Rhem broke into the majors with the St. Louis Cardinals in 1924, when he was 23 years old. He was big and tall and athletic—legend has it he could fit five baseballs in one hand—and hailed from a nothing of a town called Rhems in South Carolina that was named after one of his ancestors. He went to college for engineering, possibly in response to pressure from his parents, but his real passion was for pitching. He played for the Clemson University team and for various small South Carolina squads, keeping track of his statistics himself and once writing a letter to the owner of the Detroit Tigers to offer his services. Sportswriters gushed about his promise, and he seemed to be cashing in on that ability in 1926, the year he won 20 games and the Cardinals beat the New York Yankees in the World Series. Rhem started Game Four and gave up a pair of homers to Babe Ruth; in Game Seven he and Grover Alexander were supposedly drinking in the bullpen while their team clinched the title.

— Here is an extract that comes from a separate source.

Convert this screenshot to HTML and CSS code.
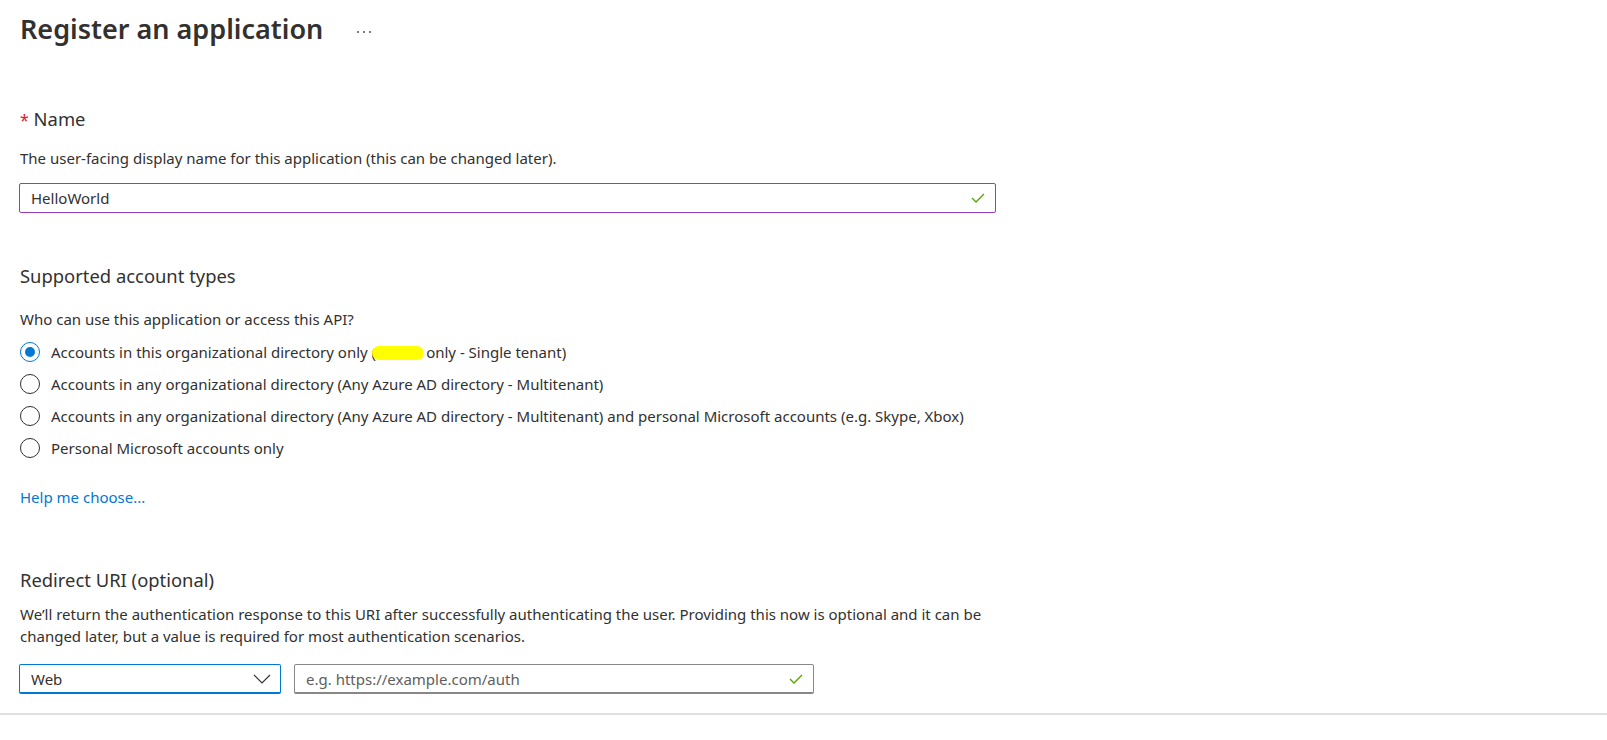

Rhem spent another decade in the majors, but it was all downhill from there. There was the time he was offered a bonus if he quit drinking but ended up relapsing, the time he claimed to have been kidnapped by gangsters who forced him to drink liquor, the time he was sent back down to the minors for a year, the frequent demands he made for more money from the team that were routinely refused. In 1932 he was gone from St. Louis, though he'd return twice as he bounced between the Cardinals, the Braves, and the Philadelphia Phillies. Ballplayers and drunks age quickly, and Rhem belonged to both fraternities—by August 11, 1934, he was on his way out of the bigs, a nice man by all accounts but shaky, worn down, the kind of guy you like but feel vaguely sorry for.

History does not record whether Rhem looked like he had just rolled out of a bar, whether he was visibly wilting in the fifth, when all of a sudden he couldn't get an out. That's not the sort of thing that shows up in box scores. Neither can we say how he handled getting taken out of the game, whether he was apologetic like some alcoholics are, muttering "sorry" to the boys in the dugout while he watched a game he was suddenly no longer a part of, or whether he simply slunk back to the shade of the bench and took refuge under his hat and began counting the outs until the game was over and he could go find some welcoming New York barstool.

That year was the last season he was a baseball player of any consequence—he'd pitch fewer than 100 innings for the Braves and Cardinals in the next two years, then get tossed back to the minors. He tried to get back to the majors a few times, but it didn't work; his epitaph was already written. In her short biography of him, Griffith quotes a history of the the Phillies that has shortstop Dick Bartell saying what everyone thought of Rhem: "If he'd ever stayed sober, what a pitcher he could have been."